The duo put out a joint statement saying they toured a battery of the Iron Dome missile defense system, which the U.S. helped create.

“As we visited the towns of Ashkelon and Sderot near Gaza, we saw firsthand that without the Iron Dome, many more people would have lost their lives. Congress stands united with Israel, not only in support of its Iron Dome defenses, but also in preserving Israel’s security and ensuring the safety of its people,” they said.

Legistorm said when the trip last took place in 2013 with 60 members, the price tag was about $1 million, or roughly $18,000 per lawmaker.

Such trips aren’t without risk. The House Ethics Committee recently closed an investigation into 10 lawmakers and 32 congressional aides after it found they did not “knowingly” break any law or rule when they accepted airfare and gifts that were funded, secretly, by Azerbaijan’s state-owned oil company.

Closer to home, Rep. Jeff Denham (R-CA), who chairs a House Transportation and Infrastructure Committee subpanel, took a bipartisan delegation on a “tour” of the region around Bakken, ND.

“This weekend’s tour gave us a firsthand look at the many elements of crude oil transportation,” he said in a statement after the trip, which will likely be paid for out of the committee’s coffers.

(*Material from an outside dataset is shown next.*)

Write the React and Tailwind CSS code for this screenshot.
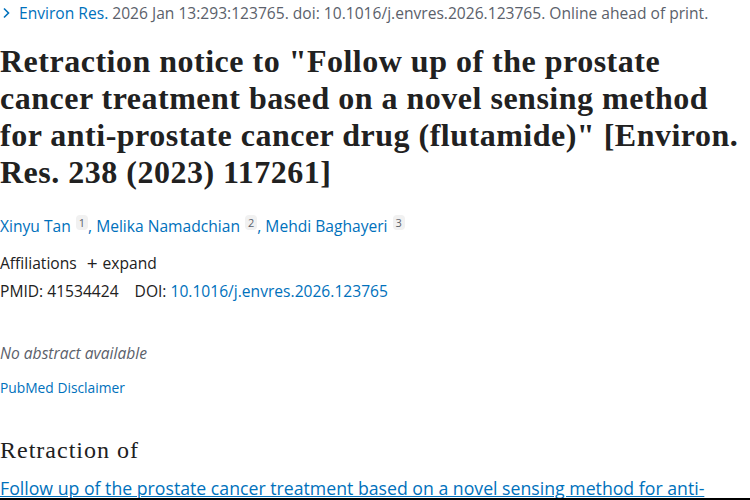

Chambliss, who said “98 percent” of his trips were on the government’s dime, said members must be “judicious” in deciding what trips they want to take, especially a CODELs that come with more scrutiny.

Still, he cited an old adage by former Sen. Sam Nunn (D-GA) who urged colleagues to travel as much as they can so they could build relations with their contemporaries in other countries.

“It’s better if you have a personal relationships than if you don’t,” Chambliss said.